Maybe an 80/20 split at best, but the GOP has always been the more libertarian aligned party, going back to Barry Goldwater, Ron Paul, Rand Paul, and now Thomas Massie

[–] michaelmrose@lemmy.world 1 points 2 months ago (1 children)

They actually aren't further right anymore

[–] aidan@lemmy.world 1 points 2 months ago (1 children)

I don't agree, but "right-wing" doesn't really have a non-arbitrary definition so it doesn't really matter

[–] Grapho@lemmy.ml -2 points 2 months ago* (last edited 2 months ago)

It's very convenient measuring ideological abstracts rather than the objective number of votes those parties got.

Vote for the candidate that aligns to your politics. If genocide and climate disaster is compatible with those, stick to the GOP or the Democrats.

[–] Red_October@lemmy.world -5 points 2 months ago (2 children)

And how many of them are running now? This isn't about them, this is about the one third party candidate that actually makes headlines.

[–] aidan@lemmy.world 9 points 2 months ago

Why do headlines matter if she gets way less votes than Libertarians?

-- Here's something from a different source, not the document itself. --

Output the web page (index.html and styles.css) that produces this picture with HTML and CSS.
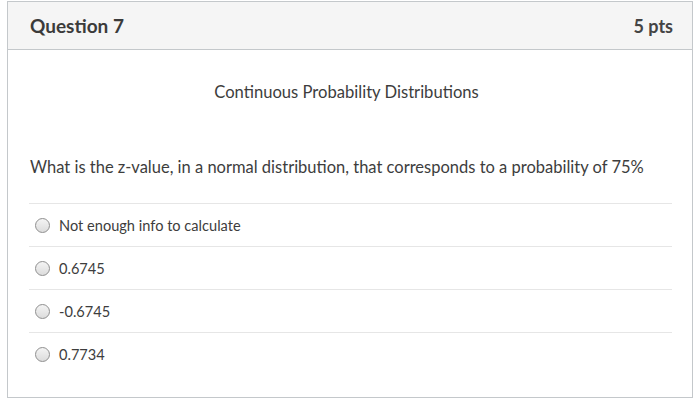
FILE: index.html
```html
<!DOCTYPE html>
<html>
<head>
<meta charset="utf-8">
<link rel="stylesheet" href="styles.css">
</head>
<body>
<div class="question">
  <div class="q-header">
    <h2 class="q-title">Question 7</h2>
    <div class="q-points">5 pts</div>
  </div>
  <div class="q-body">
    <p class="q-topic">Continuous Probability Distributions</p>
    <p class="q-text">What is the z-value, in a normal distribution, that corresponds to a probability of 75%</p>
    <div class="answers">
      <label class="answer"><span class="radio"></span><span class="answer-text">Not enough info to calculate</span></label>
      <label class="answer"><span class="radio"></span><span class="answer-text">0.6745</span></label>
      <label class="answer"><span class="radio"></span><span class="answer-text">-0.6745</span></label>
      <label class="answer"><span class="radio"></span><span class="answer-text">0.7734</span></label>
    </div>
  </div>
</div>
</body>
</html>
```
FILE: styles.css
```css
* { box-sizing: border-box; }
html, body { margin: 0; padding: 0; background: #fff; }
body {
  font-family: Lato, "Open Sans", sans-serif;
  color: #3d3d3d;
  padding: 1px 0 0 7px;
}
.question {
  width: 686px;
  height: 397px;
  border: 1px solid #c4c8cb;
  background: #fff;
}
.q-header {
  height: 48px;
  background: #f5f5f5;
  border-bottom: 1px solid #c4c8cb;
  display: flex;
  align-items: center;
  justify-content: space-between;
  padding: 0 19px 0 22px;
}
.q-title {
  margin: 0;
  font-size: 19px;
  font-weight: 700;
  color: #3b3b3b;
}
.q-points {
  font-size: 18px;
  font-weight: 700;
  color: #444;
}
.q-body {
  padding: 0 20px 0 21px;
}
.q-topic {
  margin: 32px 0 0;
  padding-right: 8px;
  text-align: center;
  font-size: 16.6px;
  line-height: 20px;
}
.q-text {
  margin: 54px 0 0 1px;
  font-size: 16.5px;
  line-height: 22px;
}
.answers {
  margin-top: 25px;
}
.answer {
  display: flex;
  align-items: center;
  height: 43px;
  border-top: 1px solid #e6e6e6;
  padding-left: 6px;
  font-size: 14.6px;
}
.radio {
  width: 15px;
  height: 15px;
  border-radius: 50%;
  border: 1px solid #8f8f8f;
  background: linear-gradient(#f4f4f4, #dcdcdc);
  margin-right: 9px;
  flex: none;
}
.answer-text { color: #3d3d3d; }
```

[–] Objection@lemmy.ml 1 points 2 months ago* (last edited 2 months ago) (1 children)

The Green party gets more attention in left-leaning circles because there are people sympathetic to it and there are people who want to blame them for the Democrats losing. It's not because they're actually more popular than the Libertarian party, which regularly gets like 3 times as many votes.

2020: 1,865,917 (LP); 405,034 (GP) 2016: 4,489,359; 1,457,216 2012: 1,275,923; 469,627 2008: 523,713; 161,797 2004: 397,265; 119,859

So it's completely wrong to say that "there aren't any right-wing third parties making any kind of a meaningful run." It's just that your perception of how popular the Libertarian party is compared to the Greens is distorted.

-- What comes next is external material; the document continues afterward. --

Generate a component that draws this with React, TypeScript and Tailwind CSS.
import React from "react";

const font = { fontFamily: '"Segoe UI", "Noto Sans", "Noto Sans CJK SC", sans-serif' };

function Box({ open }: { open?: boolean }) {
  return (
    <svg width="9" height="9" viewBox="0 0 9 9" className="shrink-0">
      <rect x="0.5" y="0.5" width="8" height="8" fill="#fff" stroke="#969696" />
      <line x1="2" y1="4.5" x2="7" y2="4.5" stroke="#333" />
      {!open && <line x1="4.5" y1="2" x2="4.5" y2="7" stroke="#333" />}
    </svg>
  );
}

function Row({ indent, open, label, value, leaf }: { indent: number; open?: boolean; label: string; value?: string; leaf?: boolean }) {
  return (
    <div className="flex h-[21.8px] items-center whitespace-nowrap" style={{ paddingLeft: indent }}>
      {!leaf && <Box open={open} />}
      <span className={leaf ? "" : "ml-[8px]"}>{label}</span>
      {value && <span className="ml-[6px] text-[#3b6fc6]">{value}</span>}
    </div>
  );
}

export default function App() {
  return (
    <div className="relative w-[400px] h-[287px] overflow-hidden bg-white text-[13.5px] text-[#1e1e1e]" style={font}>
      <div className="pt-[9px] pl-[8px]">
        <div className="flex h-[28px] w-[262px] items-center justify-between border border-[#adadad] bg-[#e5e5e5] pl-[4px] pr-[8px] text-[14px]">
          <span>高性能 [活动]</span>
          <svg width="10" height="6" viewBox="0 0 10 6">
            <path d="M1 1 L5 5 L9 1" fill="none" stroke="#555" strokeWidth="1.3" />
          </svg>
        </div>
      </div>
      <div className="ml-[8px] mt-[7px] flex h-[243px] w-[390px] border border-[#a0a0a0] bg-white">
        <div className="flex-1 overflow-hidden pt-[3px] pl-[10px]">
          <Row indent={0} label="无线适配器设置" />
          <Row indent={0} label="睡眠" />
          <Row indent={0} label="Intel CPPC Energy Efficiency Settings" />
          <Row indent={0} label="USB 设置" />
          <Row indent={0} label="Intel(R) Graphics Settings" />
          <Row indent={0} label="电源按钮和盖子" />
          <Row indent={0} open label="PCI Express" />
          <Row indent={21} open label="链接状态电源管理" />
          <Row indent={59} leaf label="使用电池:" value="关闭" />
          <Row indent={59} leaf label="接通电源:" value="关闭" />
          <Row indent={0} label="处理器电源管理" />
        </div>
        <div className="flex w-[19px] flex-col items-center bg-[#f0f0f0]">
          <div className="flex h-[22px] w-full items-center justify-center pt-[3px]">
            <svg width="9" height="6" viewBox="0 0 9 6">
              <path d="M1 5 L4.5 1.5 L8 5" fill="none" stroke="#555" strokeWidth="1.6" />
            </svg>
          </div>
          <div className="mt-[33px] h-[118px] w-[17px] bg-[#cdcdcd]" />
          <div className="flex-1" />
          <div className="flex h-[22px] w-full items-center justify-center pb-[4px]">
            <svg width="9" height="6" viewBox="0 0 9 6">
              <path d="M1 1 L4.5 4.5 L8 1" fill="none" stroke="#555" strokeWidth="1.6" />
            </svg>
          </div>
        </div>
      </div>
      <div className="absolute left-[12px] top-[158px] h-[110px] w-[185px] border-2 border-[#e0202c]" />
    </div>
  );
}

[–] billiam0202@lemmy.world 1 points 2 months ago (1 children)

At the same time, the way that the EC favors the GOP causes the spoiler effect of the Green Party to be amplified compared to Libertarians.

[–] Objection@lemmy.ml 2 points 2 months ago* (last edited 2 months ago)

How? By the same math as OP, the Libertarian Party splitting the vote cost Trump Arizona, Georgia, and Wisconsin in 2020. That's 37 EC votes which would've been enough to make the election an exact tie.